GIVEN EXERCISE:
Copy out the material below in full, but not its images.

DATASET SECTION:
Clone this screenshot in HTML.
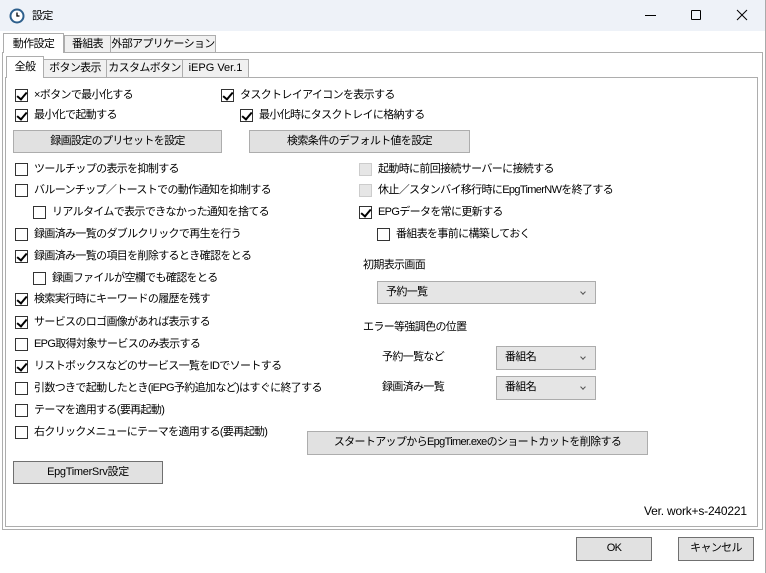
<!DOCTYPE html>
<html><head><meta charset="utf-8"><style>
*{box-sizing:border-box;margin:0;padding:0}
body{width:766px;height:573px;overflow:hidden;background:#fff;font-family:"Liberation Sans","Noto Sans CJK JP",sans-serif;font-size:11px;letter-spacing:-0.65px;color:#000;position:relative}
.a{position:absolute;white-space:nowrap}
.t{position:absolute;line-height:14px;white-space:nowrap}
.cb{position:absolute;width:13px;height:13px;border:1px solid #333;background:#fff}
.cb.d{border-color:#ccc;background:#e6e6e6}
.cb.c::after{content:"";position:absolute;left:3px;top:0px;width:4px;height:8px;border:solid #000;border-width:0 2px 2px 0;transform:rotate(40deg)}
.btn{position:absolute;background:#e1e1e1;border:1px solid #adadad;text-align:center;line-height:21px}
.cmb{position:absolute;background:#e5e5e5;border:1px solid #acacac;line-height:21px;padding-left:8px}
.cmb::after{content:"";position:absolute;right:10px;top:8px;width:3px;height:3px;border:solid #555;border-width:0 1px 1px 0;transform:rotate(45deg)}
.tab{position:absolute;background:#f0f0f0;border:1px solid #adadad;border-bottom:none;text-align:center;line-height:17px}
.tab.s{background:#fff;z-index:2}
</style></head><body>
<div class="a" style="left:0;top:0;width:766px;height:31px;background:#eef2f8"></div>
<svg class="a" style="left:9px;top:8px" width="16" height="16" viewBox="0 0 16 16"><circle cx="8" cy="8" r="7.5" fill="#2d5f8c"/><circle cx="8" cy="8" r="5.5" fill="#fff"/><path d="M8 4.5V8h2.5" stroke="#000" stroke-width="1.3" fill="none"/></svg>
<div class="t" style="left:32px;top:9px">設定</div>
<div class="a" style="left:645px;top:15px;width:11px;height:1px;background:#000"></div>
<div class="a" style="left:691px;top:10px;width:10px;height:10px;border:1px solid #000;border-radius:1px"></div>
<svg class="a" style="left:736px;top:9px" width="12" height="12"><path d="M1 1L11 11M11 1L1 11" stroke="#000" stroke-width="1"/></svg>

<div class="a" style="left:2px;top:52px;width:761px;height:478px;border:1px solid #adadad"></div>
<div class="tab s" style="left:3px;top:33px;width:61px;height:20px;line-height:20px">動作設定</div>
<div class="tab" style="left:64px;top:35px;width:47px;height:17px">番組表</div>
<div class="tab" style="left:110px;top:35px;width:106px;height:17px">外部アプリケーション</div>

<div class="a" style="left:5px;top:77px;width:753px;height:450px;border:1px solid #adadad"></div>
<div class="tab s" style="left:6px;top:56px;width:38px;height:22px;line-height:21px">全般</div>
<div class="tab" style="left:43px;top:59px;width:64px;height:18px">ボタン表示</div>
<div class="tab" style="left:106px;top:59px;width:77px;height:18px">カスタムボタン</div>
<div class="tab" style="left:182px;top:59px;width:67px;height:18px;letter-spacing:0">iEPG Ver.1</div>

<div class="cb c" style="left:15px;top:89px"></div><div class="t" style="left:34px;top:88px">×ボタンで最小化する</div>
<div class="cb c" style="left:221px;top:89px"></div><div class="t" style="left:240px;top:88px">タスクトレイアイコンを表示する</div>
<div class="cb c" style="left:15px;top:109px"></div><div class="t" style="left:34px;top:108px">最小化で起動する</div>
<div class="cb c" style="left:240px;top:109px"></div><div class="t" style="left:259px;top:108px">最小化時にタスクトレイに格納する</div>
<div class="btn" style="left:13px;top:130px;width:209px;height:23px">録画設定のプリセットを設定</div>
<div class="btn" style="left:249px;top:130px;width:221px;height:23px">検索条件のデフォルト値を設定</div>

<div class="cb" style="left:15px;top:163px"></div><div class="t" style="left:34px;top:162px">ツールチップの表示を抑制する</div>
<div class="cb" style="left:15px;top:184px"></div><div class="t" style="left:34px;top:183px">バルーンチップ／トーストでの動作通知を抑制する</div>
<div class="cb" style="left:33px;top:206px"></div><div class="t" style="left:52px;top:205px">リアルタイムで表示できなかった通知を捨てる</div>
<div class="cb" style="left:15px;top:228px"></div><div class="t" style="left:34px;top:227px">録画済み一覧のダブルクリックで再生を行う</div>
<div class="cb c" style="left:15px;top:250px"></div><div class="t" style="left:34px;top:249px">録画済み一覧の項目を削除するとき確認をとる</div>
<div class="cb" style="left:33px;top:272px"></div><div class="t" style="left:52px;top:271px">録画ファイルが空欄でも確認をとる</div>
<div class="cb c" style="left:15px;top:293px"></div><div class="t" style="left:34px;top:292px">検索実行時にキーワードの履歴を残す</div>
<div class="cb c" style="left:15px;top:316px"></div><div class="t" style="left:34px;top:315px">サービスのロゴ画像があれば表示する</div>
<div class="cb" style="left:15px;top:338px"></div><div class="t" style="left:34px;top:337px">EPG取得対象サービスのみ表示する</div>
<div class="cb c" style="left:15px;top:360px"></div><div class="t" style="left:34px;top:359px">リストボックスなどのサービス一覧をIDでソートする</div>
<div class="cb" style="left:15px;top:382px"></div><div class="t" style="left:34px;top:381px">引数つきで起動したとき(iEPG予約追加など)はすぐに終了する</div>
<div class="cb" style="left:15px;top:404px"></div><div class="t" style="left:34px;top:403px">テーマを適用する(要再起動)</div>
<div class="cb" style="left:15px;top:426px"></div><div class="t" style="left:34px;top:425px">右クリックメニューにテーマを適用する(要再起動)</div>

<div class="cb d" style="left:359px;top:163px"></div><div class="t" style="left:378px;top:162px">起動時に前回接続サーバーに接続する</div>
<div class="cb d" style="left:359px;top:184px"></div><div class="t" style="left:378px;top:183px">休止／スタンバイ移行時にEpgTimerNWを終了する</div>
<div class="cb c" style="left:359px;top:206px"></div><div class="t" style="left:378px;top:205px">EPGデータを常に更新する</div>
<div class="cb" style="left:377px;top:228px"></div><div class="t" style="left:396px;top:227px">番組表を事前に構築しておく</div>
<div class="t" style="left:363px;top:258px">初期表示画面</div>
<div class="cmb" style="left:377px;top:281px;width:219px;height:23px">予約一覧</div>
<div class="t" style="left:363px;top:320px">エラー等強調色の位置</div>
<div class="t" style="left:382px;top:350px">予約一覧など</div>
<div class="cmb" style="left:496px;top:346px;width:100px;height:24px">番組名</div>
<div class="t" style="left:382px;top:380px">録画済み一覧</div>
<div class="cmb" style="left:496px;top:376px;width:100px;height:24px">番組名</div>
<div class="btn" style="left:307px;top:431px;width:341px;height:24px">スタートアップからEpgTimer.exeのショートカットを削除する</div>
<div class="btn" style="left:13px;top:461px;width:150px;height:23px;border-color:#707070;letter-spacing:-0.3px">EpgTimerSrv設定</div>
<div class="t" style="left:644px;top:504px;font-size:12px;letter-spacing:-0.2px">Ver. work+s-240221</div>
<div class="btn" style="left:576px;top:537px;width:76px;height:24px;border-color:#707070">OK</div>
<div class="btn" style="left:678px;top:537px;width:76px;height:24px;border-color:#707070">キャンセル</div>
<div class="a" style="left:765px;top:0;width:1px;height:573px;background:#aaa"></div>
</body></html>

THE RESPONSE:
Clone this screenshot in HTML.
<!DOCTYPE html>
<html><head><meta charset="utf-8"><style>
*{box-sizing:border-box;margin:0;padding:0}
body{width:766px;height:573px;overflow:hidden;background:#fff;font-family:"Liberation Sans","Noto Sans CJK JP",sans-serif;font-size:11px;letter-spacing:-0.65px;color:#000;position:relative}
.a{position:absolute;white-space:nowrap}
.t{position:absolute;line-height:14px;white-space:nowrap}
.cb{position:absolute;width:13px;height:13px;border:1px solid #333;background:#fff}
.cb.d{border-color:#ccc;background:#e6e6e6}
.cb.c::after{content:"";position:absolute;left:3px;top:0px;width:4px;height:8px;border:solid #000;border-width:0 2px 2px 0;transform:rotate(40deg)}
.btn{position:absolute;background:#e1e1e1;border:1px solid #adadad;text-align:center;line-height:21px}
.cmb{position:absolute;background:#e5e5e5;border:1px solid #acacac;line-height:21px;padding-left:8px}
.cmb::after{content:"";position:absolute;right:10px;top:8px;width:3px;height:3px;border:solid #555;border-width:0 1px 1px 0;transform:rotate(45deg)}
.tab{position:absolute;background:#f0f0f0;border:1px solid #adadad;border-bottom:none;text-align:center;line-height:17px}
.tab.s{background:#fff;z-index:2}
</style></head><body>
<div class="a" style="left:0;top:0;width:766px;height:31px;background:#eef2f8"></div>
<svg class="a" style="left:9px;top:8px" width="16" height="16" viewBox="0 0 16 16"><circle cx="8" cy="8" r="7.5" fill="#2d5f8c"/><circle cx="8" cy="8" r="5.5" fill="#fff"/><path d="M8 4.5V8h2.5" stroke="#000" stroke-width="1.3" fill="none"/></svg>
<div class="t" style="left:32px;top:9px">設定</div>
<div class="a" style="left:645px;top:15px;width:11px;height:1px;background:#000"></div>
<div class="a" style="left:691px;top:10px;width:10px;height:10px;border:1px solid #000;border-radius:1px"></div>
<svg class="a" style="left:736px;top:9px" width="12" height="12"><path d="M1 1L11 11M11 1L1 11" stroke="#000" stroke-width="1"/></svg>

<div class="a" style="left:2px;top:52px;width:761px;height:478px;border:1px solid #adadad"></div>
<div class="tab s" style="left:3px;top:33px;width:61px;height:20px;line-height:20px">動作設定</div>
<div class="tab" style="left:64px;top:35px;width:47px;height:17px">番組表</div>
<div class="tab" style="left:110px;top:35px;width:106px;height:17px">外部アプリケーション</div>

<div class="a" style="left:5px;top:77px;width:753px;height:450px;border:1px solid #adadad"></div>
<div class="tab s" style="left:6px;top:56px;width:38px;height:22px;line-height:21px">全般</div>
<div class="tab" style="left:43px;top:59px;width:64px;height:18px">ボタン表示</div>
<div class="tab" style="left:106px;top:59px;width:77px;height:18px">カスタムボタン</div>
<div class="tab" style="left:182px;top:59px;width:67px;height:18px;letter-spacing:0">iEPG Ver.1</div>

<div class="cb c" style="left:15px;top:89px"></div><div class="t" style="left:34px;top:88px">×ボタンで最小化する</div>
<div class="cb c" style="left:221px;top:89px"></div><div class="t" style="left:240px;top:88px">タスクトレイアイコンを表示する</div>
<div class="cb c" style="left:15px;top:109px"></div><div class="t" style="left:34px;top:108px">最小化で起動する</div>
<div class="cb c" style="left:240px;top:109px"></div><div class="t" style="left:259px;top:108px">最小化時にタスクトレイに格納する</div>
<div class="btn" style="left:13px;top:130px;width:209px;height:23px">録画設定のプリセットを設定</div>
<div class="btn" style="left:249px;top:130px;width:221px;height:23px">検索条件のデフォルト値を設定</div>

<div class="cb" style="left:15px;top:163px"></div><div class="t" style="left:34px;top:162px">ツールチップの表示を抑制する</div>
<div class="cb" style="left:15px;top:184px"></div><div class="t" style="left:34px;top:183px">バルーンチップ／トーストでの動作通知を抑制する</div>
<div class="cb" style="left:33px;top:206px"></div><div class="t" style="left:52px;top:205px">リアルタイムで表示できなかった通知を捨てる</div>
<div class="cb" style="left:15px;top:228px"></div><div class="t" style="left:34px;top:227px">録画済み一覧のダブルクリックで再生を行う</div>
<div class="cb c" style="left:15px;top:250px"></div><div class="t" style="left:34px;top:249px">録画済み一覧の項目を削除するとき確認をとる</div>
<div class="cb" style="left:33px;top:272px"></div><div class="t" style="left:52px;top:271px">録画ファイルが空欄でも確認をとる</div>
<div class="cb c" style="left:15px;top:293px"></div><div class="t" style="left:34px;top:292px">検索実行時にキーワードの履歴を残す</div>
<div class="cb c" style="left:15px;top:316px"></div><div class="t" style="left:34px;top:315px">サービスのロゴ画像があれば表示する</div>
<div class="cb" style="left:15px;top:338px"></div><div class="t" style="left:34px;top:337px">EPG取得対象サービスのみ表示する</div>
<div class="cb c" style="left:15px;top:360px"></div><div class="t" style="left:34px;top:359px">リストボックスなどのサービス一覧をIDでソートする</div>
<div class="cb" style="left:15px;top:382px"></div><div class="t" style="left:34px;top:381px">引数つきで起動したとき(iEPG予約追加など)はすぐに終了する</div>
<div class="cb" style="left:15px;top:404px"></div><div class="t" style="left:34px;top:403px">テーマを適用する(要再起動)</div>
<div class="cb" style="left:15px;top:426px"></div><div class="t" style="left:34px;top:425px">右クリックメニューにテーマを適用する(要再起動)</div>

<div class="cb d" style="left:359px;top:163px"></div><div class="t" style="left:378px;top:162px">起動時に前回接続サーバーに接続する</div>
<div class="cb d" style="left:359px;top:184px"></div><div class="t" style="left:378px;top:183px">休止／スタンバイ移行時にEpgTimerNWを終了する</div>
<div class="cb c" style="left:359px;top:206px"></div><div class="t" style="left:378px;top:205px">EPGデータを常に更新する</div>
<div class="cb" style="left:377px;top:228px"></div><div class="t" style="left:396px;top:227px">番組表を事前に構築しておく</div>
<div class="t" style="left:363px;top:258px">初期表示画面</div>
<div class="cmb" style="left:377px;top:281px;width:219px;height:23px">予約一覧</div>
<div class="t" style="left:363px;top:320px">エラー等強調色の位置</div>
<div class="t" style="left:382px;top:350px">予約一覧など</div>
<div class="cmb" style="left:496px;top:346px;width:100px;height:24px">番組名</div>
<div class="t" style="left:382px;top:380px">録画済み一覧</div>
<div class="cmb" style="left:496px;top:376px;width:100px;height:24px">番組名</div>
<div class="btn" style="left:307px;top:431px;width:341px;height:24px">スタートアップからEpgTimer.exeのショートカットを削除する</div>
<div class="btn" style="left:13px;top:461px;width:150px;height:23px;border-color:#707070;letter-spacing:-0.3px">EpgTimerSrv設定</div>
<div class="t" style="left:644px;top:504px;font-size:12px;letter-spacing:-0.2px">Ver. work+s-240221</div>
<div class="btn" style="left:576px;top:537px;width:76px;height:24px;border-color:#707070">OK</div>
<div class="btn" style="left:678px;top:537px;width:76px;height:24px;border-color:#707070">キャンセル</div>
<div class="a" style="left:765px;top:0;width:1px;height:573px;background:#aaa"></div>
</body></html>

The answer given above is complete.